→ Short problem
Show all lines that include the string "this"; copy each one.

→ Source records
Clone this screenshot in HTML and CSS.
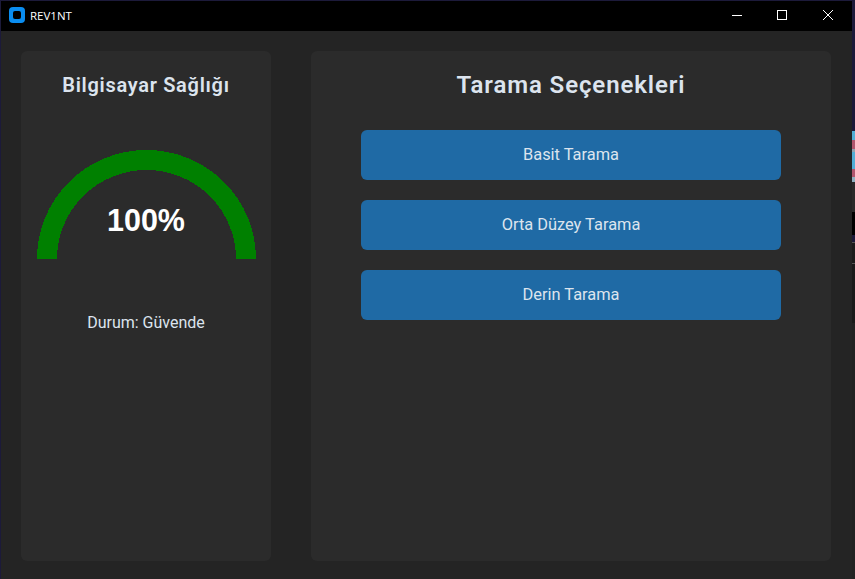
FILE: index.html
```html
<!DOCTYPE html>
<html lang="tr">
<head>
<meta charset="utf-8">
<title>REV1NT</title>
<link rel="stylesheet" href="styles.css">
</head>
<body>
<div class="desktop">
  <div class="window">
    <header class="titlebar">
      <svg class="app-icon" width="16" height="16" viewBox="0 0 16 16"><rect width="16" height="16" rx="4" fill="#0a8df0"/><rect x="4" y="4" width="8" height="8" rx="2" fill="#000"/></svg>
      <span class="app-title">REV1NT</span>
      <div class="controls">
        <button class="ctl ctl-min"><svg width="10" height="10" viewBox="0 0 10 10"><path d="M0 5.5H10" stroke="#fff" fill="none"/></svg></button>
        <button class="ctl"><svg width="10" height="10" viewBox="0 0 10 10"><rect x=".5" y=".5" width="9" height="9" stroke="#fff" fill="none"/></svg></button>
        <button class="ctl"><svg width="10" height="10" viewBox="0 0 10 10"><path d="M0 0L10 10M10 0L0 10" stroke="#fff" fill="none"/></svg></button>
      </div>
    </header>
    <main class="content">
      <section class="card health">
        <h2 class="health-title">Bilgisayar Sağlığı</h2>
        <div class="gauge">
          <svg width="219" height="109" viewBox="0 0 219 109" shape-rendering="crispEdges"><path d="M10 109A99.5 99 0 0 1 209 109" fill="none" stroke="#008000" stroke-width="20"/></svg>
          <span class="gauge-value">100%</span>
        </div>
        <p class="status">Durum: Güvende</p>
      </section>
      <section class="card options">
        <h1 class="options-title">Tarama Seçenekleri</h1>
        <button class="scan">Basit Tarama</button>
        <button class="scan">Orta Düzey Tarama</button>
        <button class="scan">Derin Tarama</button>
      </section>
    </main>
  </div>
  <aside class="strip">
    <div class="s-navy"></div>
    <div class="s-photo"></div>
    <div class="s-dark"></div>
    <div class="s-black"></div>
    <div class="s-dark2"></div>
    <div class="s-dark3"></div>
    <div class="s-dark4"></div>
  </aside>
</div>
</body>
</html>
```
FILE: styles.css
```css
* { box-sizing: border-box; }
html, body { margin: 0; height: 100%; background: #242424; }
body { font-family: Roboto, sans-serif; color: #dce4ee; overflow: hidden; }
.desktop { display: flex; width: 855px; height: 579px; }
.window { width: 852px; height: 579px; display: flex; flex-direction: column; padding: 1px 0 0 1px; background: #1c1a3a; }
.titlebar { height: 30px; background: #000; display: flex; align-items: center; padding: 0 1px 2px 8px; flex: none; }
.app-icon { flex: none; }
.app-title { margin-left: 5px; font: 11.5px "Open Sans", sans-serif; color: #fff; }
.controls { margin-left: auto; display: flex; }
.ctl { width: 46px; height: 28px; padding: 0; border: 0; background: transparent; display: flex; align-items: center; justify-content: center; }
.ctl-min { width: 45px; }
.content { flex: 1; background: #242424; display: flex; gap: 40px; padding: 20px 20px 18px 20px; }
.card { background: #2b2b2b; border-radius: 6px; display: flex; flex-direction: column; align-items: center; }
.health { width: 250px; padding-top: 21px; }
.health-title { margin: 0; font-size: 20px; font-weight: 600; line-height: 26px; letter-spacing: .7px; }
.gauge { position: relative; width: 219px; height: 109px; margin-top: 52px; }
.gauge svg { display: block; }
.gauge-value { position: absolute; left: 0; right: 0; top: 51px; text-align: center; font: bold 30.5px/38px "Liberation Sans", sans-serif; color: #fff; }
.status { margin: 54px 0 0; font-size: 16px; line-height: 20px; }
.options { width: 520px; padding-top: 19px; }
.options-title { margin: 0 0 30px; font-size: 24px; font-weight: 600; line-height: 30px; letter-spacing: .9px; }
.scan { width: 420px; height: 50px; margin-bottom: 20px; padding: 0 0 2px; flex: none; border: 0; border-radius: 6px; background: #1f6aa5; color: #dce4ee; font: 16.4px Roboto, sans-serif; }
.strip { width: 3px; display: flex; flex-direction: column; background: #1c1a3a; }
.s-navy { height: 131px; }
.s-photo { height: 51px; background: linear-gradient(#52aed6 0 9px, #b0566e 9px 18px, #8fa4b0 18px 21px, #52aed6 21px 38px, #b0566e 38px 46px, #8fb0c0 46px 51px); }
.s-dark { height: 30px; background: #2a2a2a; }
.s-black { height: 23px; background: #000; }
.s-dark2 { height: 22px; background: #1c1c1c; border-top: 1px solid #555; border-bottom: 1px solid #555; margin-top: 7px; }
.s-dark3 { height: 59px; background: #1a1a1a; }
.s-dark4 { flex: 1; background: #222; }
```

==

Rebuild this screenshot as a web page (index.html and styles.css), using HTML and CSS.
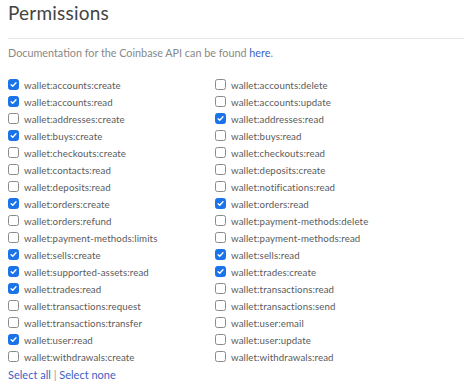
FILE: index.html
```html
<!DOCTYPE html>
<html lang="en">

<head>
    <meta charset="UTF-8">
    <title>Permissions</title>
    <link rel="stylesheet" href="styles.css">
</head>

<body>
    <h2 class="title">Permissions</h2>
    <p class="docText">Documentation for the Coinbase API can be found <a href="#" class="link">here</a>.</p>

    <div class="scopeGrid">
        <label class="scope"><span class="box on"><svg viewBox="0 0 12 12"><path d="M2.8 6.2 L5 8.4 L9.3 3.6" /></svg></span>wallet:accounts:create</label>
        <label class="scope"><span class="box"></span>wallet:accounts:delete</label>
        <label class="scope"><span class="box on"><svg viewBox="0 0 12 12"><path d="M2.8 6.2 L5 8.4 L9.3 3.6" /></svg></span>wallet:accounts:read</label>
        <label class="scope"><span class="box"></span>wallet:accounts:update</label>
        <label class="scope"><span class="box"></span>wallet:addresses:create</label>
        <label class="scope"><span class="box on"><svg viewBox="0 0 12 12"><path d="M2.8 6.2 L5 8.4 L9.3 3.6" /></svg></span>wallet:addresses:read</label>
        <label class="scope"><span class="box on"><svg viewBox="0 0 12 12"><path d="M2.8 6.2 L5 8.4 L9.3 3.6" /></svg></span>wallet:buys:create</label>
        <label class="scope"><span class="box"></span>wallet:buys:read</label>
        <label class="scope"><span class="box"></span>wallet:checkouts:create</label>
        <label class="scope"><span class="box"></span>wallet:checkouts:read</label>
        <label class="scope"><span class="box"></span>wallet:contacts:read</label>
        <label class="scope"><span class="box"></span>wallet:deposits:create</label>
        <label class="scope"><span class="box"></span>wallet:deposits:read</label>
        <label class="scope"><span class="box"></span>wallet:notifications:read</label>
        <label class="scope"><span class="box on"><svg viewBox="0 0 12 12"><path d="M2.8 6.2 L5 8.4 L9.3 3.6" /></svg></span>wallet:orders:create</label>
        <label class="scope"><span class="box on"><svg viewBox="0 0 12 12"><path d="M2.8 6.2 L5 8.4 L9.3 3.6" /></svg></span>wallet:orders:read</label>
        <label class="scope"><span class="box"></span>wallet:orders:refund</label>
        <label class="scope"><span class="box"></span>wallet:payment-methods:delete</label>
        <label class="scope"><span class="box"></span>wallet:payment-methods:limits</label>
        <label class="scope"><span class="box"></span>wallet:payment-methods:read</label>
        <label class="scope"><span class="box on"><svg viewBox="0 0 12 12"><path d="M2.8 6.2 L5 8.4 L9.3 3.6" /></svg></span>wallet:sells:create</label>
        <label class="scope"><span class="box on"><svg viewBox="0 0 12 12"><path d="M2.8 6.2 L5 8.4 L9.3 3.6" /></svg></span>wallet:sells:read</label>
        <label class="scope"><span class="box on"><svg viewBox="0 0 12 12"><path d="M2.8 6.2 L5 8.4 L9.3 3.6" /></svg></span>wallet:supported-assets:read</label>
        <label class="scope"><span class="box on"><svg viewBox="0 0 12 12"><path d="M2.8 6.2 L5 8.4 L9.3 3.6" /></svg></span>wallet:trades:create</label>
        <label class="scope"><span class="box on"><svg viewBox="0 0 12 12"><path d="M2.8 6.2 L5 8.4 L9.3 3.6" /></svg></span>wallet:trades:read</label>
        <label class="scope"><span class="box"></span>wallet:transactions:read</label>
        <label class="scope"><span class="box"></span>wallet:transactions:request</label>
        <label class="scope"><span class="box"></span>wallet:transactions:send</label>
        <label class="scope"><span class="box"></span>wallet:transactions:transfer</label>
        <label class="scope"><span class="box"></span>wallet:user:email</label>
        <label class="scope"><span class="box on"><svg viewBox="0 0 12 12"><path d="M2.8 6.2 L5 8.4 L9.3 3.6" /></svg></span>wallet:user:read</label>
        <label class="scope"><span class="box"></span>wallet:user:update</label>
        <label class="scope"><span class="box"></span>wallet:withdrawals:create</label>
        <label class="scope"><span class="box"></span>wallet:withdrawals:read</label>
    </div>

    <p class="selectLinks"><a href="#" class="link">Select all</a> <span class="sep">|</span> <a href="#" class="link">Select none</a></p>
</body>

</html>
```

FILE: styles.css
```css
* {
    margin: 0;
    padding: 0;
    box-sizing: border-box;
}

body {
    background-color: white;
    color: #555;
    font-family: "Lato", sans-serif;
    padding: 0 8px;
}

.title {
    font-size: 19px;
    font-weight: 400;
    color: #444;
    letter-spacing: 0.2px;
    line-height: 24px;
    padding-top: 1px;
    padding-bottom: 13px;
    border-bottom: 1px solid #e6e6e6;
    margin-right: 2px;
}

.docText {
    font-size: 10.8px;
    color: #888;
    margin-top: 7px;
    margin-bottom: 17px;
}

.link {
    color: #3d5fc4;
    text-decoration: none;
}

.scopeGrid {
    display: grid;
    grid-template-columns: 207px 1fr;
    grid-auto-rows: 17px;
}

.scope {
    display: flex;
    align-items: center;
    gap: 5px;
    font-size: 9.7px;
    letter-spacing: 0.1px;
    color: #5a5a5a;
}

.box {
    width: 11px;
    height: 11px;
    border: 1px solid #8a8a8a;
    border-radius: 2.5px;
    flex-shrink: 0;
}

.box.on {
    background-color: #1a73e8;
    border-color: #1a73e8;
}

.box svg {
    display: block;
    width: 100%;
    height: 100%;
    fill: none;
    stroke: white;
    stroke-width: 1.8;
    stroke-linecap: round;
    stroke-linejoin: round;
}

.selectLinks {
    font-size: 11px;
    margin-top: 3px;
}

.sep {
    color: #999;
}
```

→ Written solution
Clone this screenshot in HTML and CSS.
Rebuild this screenshot as a web page (index.html and styles.css), using HTML and CSS.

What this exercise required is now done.